» **Written problem**:
Omit images. Retype all entries verbatim.

» **Extracted information**:
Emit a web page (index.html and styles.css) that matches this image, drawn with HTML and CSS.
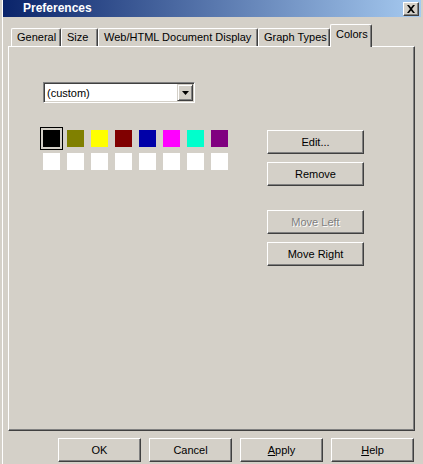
FILE: index.html
```html
<!DOCTYPE html>
<html>
<head>
<meta charset="utf-8">
<title>Preferences</title>
<link rel="stylesheet" href="styles.css">
</head>
<body>
<div class="window">
  <div class="titlebar">
    <span class="title">Preferences</span>
    <span class="close">
      <svg width="14" height="12" viewBox="0 0 14 12"><path d="M3 2h2l2 2.5 2-2.5h2l-3 4 3 4h-2l-2-2.5-2 2.5h-2l3-4z" fill="#000"/></svg>
    </span>
  </div>
  <div class="tabs">
    <div class="tab tab-general">General</div>
    <div class="tab tab-size">Size</div>
    <div class="tab tab-web">Web/HTML Document Display</div>
    <div class="tab tab-graph">Graph Types</div>
    <div class="tab tab-colors active">Colors</div>
  </div>
  <div class="panel">
    <div class="combo">
      <span class="combo-text">(custom)</span>
      <span class="combo-btn"><svg width="7" height="4" viewBox="0 0 7 4"><path d="M0 0h7l-3.5 4z" fill="#000"/></svg></span>
    </div>
    <div class="colors-row">
      <div class="swatches">
        <span class="sw sel c-black"></span>
        <span class="sw c-olive"></span>
        <span class="sw c-yellow"></span>
        <span class="sw c-maroon"></span>
        <span class="sw c-blue"></span>
        <span class="sw c-magenta"></span>
        <span class="sw c-aqua"></span>
        <span class="sw c-purple"></span>
        <span class="sw"></span>
        <span class="sw"></span>
        <span class="sw"></span>
        <span class="sw"></span>
        <span class="sw"></span>
        <span class="sw"></span>
        <span class="sw"></span>
        <span class="sw"></span>
      </div>
      <div class="actions">
        <button class="btn btn-side">Edit...</button>
        <button class="btn btn-side gap-s">Remove</button>
        <button class="btn btn-side gap-l disabled">Move Left</button>
        <button class="btn btn-side gap-s">Move Right</button>
      </div>
    </div>
  </div>
  <div class="footer">
    <button class="btn btn-foot">OK</button>
    <button class="btn btn-foot">Cancel</button>
    <button class="btn btn-foot"><u>A</u>pply</button>
    <button class="btn btn-foot"><u>H</u>elp</button>
  </div>
</div>
</body>
</html>
```

FILE: styles.css
```css
html, body {
  margin: 0;
  padding: 0;
}
body {
  background: #d4d0c8;
  font-family: "Liberation Sans", Arial, sans-serif;
  font-size: 11px;
  color: #000;
}
.window {
  width: 423px;
  height: 464px;
  box-sizing: border-box;
  padding: 0 2px 0 3px;
  overflow: hidden;
  box-shadow: inset 2px 0 0 #d4d0c8, inset 3px 0 0 #ffffff;
}
.titlebar {
  height: 17px;
  display: flex;
  align-items: center;
  background: linear-gradient(to right, #0a246a, #a6caf0);
  color: #fff;
  padding-left: 20px;
}
.title {
  font-weight: bold;
  font-size: 12px;
  line-height: 17px;
}
.close {
  margin-left: auto;
  margin-right: 2px;
  width: 16px;
  height: 14px;
  box-sizing: border-box;
  background: #d4d0c8;
  border: 1px solid;
  border-color: #fff #404040 #404040 #fff;
  box-shadow: inset -1px -1px 0 #808080;
  display: flex;
  align-items: center;
  justify-content: center;
}
.close svg {
  display: block;
}
.tabs {
  margin-top: 7px;
  height: 22px;
  display: flex;
  align-items: flex-end;
  padding-left: 8px;
}
.tab {
  height: 18px;
  box-sizing: border-box;
  border-top: 1px solid #fff;
  border-left: 1px solid #fff;
  border-right: 1px solid #404040;
  border-top-left-radius: 2px;
  border-top-right-radius: 2px;
  box-shadow: inset -1px 0 0 #808080;
  padding: 1px 0 0 5px;
  line-height: 14px;
  white-space: nowrap;
  background: #d4d0c8;
}
.tab-general { width: 50px; }
.tab-size { width: 37px; }
.tab-web { width: 160px; }
.tab-graph { width: 72px; }
.tab-colors { width: 42px; }
.tab.active {
  height: 23px;
  margin-bottom: -1px;
  padding-top: 2px;
  position: relative;
  z-index: 1;
}
.panel {
  margin-left: 5px;
  width: 407px;
  height: 385px;
  box-sizing: border-box;
  border-top: 1px solid #fff;
  border-left: 1px solid #fff;
  border-right: 1px solid #404040;
  border-bottom: 1px solid #404040;
  box-shadow: inset -1px -1px 0 #808080;
  padding: 35px 0 0 34px;
}
.combo {
  width: 152px;
  height: 21px;
  box-sizing: border-box;
  background: #fff;
  border: 1px solid;
  border-color: #808080 #fff #fff #808080;
  box-shadow: inset 1px 1px 0 #404040, inset -1px -1px 0 #d4d0c8;
  display: flex;
  align-items: center;
  padding: 1px 1px 1px 3px;
}
.combo-text {
  flex: 1;
  line-height: 14px;
}
.combo-btn {
  width: 16px;
  height: 17px;
  box-sizing: border-box;
  background: #d4d0c8;
  border: 1px solid;
  border-color: #d4d0c8 #404040 #404040 #d4d0c8;
  box-shadow: inset 1px 1px 0 #fff, inset -1px -1px 0 #808080;
  display: flex;
  align-items: center;
  justify-content: center;
}
.combo-btn svg {
  display: block;
}
.colors-row {
  margin-top: 27px;
  display: flex;
  align-items: flex-start;
}
.swatches {
  display: grid;
  grid-template-columns: repeat(8, 17px);
  grid-auto-rows: 17px;
  column-gap: 7px;
  row-gap: 6px;
}
.sw {
  display: block;
  background: #fff;
}
.sw.sel {
  outline: 1px solid #000;
  outline-offset: 2px;
}
.c-black { background: #000000; }
.c-olive { background: #808000; }
.c-yellow { background: #ffff00; }
.c-maroon { background: #800000; }
.c-blue { background: #0000a8; }
.c-magenta { background: #ff00ff; }
.c-aqua { background: #00ffcc; }
.c-purple { background: #800080; }
.actions {
  margin-left: 39px;
  display: flex;
  flex-direction: column;
}
.btn {
  font-family: "Liberation Sans", Arial, sans-serif;
  font-size: 11px;
  color: #000;
  background: #d4d0c8;
  border: 1px solid;
  border-color: #fff #404040 #404040 #fff;
  box-shadow: inset -1px -1px 0 #808080;
  border-radius: 0;
  padding: 0;
  margin: 0;
  height: 24px;
  box-sizing: border-box;
  line-height: 14px;
  text-align: center;
}
.btn-side {
  width: 97px;
}
.gap-s {
  margin-top: 8px;
}
.gap-l {
  margin-top: 24px;
}
.btn.disabled {
  color: #808080;
  text-shadow: 1px 1px 0 #fff;
}
.btn u {
  text-decoration: underline;
}
.footer {
  margin-top: 7px;
  display: flex;
  justify-content: flex-end;
  gap: 8px;
  padding-right: 7px;
}
.btn-foot {
  width: 83px;
}
```
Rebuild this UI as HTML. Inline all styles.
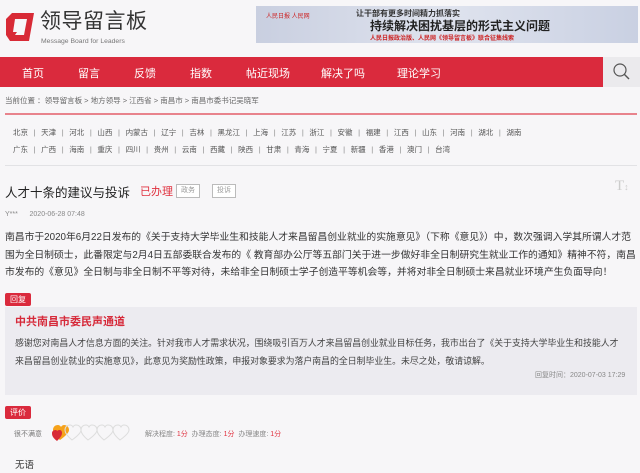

» **Task answer**:
Emit a web page (index.html and styles.css) that matches this image, drawn with HTML and CSS.
FILE: index.html
```html
<!DOCTYPE html>
<html>
<head>
<meta charset="utf-8">
<title>Preferences</title>
<link rel="stylesheet" href="styles.css">
</head>
<body>
<div class="window">
  <div class="titlebar">
    <span class="title">Preferences</span>
    <span class="close">
      <svg width="14" height="12" viewBox="0 0 14 12"><path d="M3 2h2l2 2.5 2-2.5h2l-3 4 3 4h-2l-2-2.5-2 2.5h-2l3-4z" fill="#000"/></svg>
    </span>
  </div>
  <div class="tabs">
    <div class="tab tab-general">General</div>
    <div class="tab tab-size">Size</div>
    <div class="tab tab-web">Web/HTML Document Display</div>
    <div class="tab tab-graph">Graph Types</div>
    <div class="tab tab-colors active">Colors</div>
  </div>
  <div class="panel">
    <div class="combo">
      <span class="combo-text">(custom)</span>
      <span class="combo-btn"><svg width="7" height="4" viewBox="0 0 7 4"><path d="M0 0h7l-3.5 4z" fill="#000"/></svg></span>
    </div>
    <div class="colors-row">
      <div class="swatches">
        <span class="sw sel c-black"></span>
        <span class="sw c-olive"></span>
        <span class="sw c-yellow"></span>
        <span class="sw c-maroon"></span>
        <span class="sw c-blue"></span>
        <span class="sw c-magenta"></span>
        <span class="sw c-aqua"></span>
        <span class="sw c-purple"></span>
        <span class="sw"></span>
        <span class="sw"></span>
        <span class="sw"></span>
        <span class="sw"></span>
        <span class="sw"></span>
        <span class="sw"></span>
        <span class="sw"></span>
        <span class="sw"></span>
      </div>
      <div class="actions">
        <button class="btn btn-side">Edit...</button>
        <button class="btn btn-side gap-s">Remove</button>
        <button class="btn btn-side gap-l disabled">Move Left</button>
        <button class="btn btn-side gap-s">Move Right</button>
      </div>
    </div>
  </div>
  <div class="footer">
    <button class="btn btn-foot">OK</button>
    <button class="btn btn-foot">Cancel</button>
    <button class="btn btn-foot"><u>A</u>pply</button>
    <button class="btn btn-foot"><u>H</u>elp</button>
  </div>
</div>
</body>
</html>
```

FILE: styles.css
```css
html, body {
  margin: 0;
  padding: 0;
}
body {
  background: #d4d0c8;
  font-family: "Liberation Sans", Arial, sans-serif;
  font-size: 11px;
  color: #000;
}
.window {
  width: 423px;
  height: 464px;
  box-sizing: border-box;
  padding: 0 2px 0 3px;
  overflow: hidden;
  box-shadow: inset 2px 0 0 #d4d0c8, inset 3px 0 0 #ffffff;
}
.titlebar {
  height: 17px;
  display: flex;
  align-items: center;
  background: linear-gradient(to right, #0a246a, #a6caf0);
  color: #fff;
  padding-left: 20px;
}
.title {
  font-weight: bold;
  font-size: 12px;
  line-height: 17px;
}
.close {
  margin-left: auto;
  margin-right: 2px;
  width: 16px;
  height: 14px;
  box-sizing: border-box;
  background: #d4d0c8;
  border: 1px solid;
  border-color: #fff #404040 #404040 #fff;
  box-shadow: inset -1px -1px 0 #808080;
  display: flex;
  align-items: center;
  justify-content: center;
}
.close svg {
  display: block;
}
.tabs {
  margin-top: 7px;
  height: 22px;
  display: flex;
  align-items: flex-end;
  padding-left: 8px;
}
.tab {
  height: 18px;
  box-sizing: border-box;
  border-top: 1px solid #fff;
  border-left: 1px solid #fff;
  border-right: 1px solid #404040;
  border-top-left-radius: 2px;
  border-top-right-radius: 2px;
  box-shadow: inset -1px 0 0 #808080;
  padding: 1px 0 0 5px;
  line-height: 14px;
  white-space: nowrap;
  background: #d4d0c8;
}
.tab-general { width: 50px; }
.tab-size { width: 37px; }
.tab-web { width: 160px; }
.tab-graph { width: 72px; }
.tab-colors { width: 42px; }
.tab.active {
  height: 23px;
  margin-bottom: -1px;
  padding-top: 2px;
  position: relative;
  z-index: 1;
}
.panel {
  margin-left: 5px;
  width: 407px;
  height: 385px;
  box-sizing: border-box;
  border-top: 1px solid #fff;
  border-left: 1px solid #fff;
  border-right: 1px solid #404040;
  border-bottom: 1px solid #404040;
  box-shadow: inset -1px -1px 0 #808080;
  padding: 35px 0 0 34px;
}
.combo {
  width: 152px;
  height: 21px;
  box-sizing: border-box;
  background: #fff;
  border: 1px solid;
  border-color: #808080 #fff #fff #808080;
  box-shadow: inset 1px 1px 0 #404040, inset -1px -1px 0 #d4d0c8;
  display: flex;
  align-items: center;
  padding: 1px 1px 1px 3px;
}
.combo-text {
  flex: 1;
  line-height: 14px;
}
.combo-btn {
  width: 16px;
  height: 17px;
  box-sizing: border-box;
  background: #d4d0c8;
  border: 1px solid;
  border-color: #d4d0c8 #404040 #404040 #d4d0c8;
  box-shadow: inset 1px 1px 0 #fff, inset -1px -1px 0 #808080;
  display: flex;
  align-items: center;
  justify-content: center;
}
.combo-btn svg {
  display: block;
}
.colors-row {
  margin-top: 27px;
  display: flex;
  align-items: flex-start;
}
.swatches {
  display: grid;
  grid-template-columns: repeat(8, 17px);
  grid-auto-rows: 17px;
  column-gap: 7px;
  row-gap: 6px;
}
.sw {
  display: block;
  background: #fff;
}
.sw.sel {
  outline: 1px solid #000;
  outline-offset: 2px;
}
.c-black { background: #000000; }
.c-olive { background: #808000; }
.c-yellow { background: #ffff00; }
.c-maroon { background: #800000; }
.c-blue { background: #0000a8; }
.c-magenta { background: #ff00ff; }
.c-aqua { background: #00ffcc; }
.c-purple { background: #800080; }
.actions {
  margin-left: 39px;
  display: flex;
  flex-direction: column;
}
.btn {
  font-family: "Liberation Sans", Arial, sans-serif;
  font-size: 11px;
  color: #000;
  background: #d4d0c8;
  border: 1px solid;
  border-color: #fff #404040 #404040 #fff;
  box-shadow: inset -1px -1px 0 #808080;
  border-radius: 0;
  padding: 0;
  margin: 0;
  height: 24px;
  box-sizing: border-box;
  line-height: 14px;
  text-align: center;
}
.btn-side {
  width: 97px;
}
.gap-s {
  margin-top: 8px;
}
.gap-l {
  margin-top: 24px;
}
.btn.disabled {
  color: #808080;
  text-shadow: 1px 1px 0 #fff;
}
.btn u {
  text-decoration: underline;
}
.footer {
  margin-top: 7px;
  display: flex;
  justify-content: flex-end;
  gap: 8px;
  padding-right: 7px;
}
.btn-foot {
  width: 83px;
}
```
Rebuild this UI as HTML. Inline all styles.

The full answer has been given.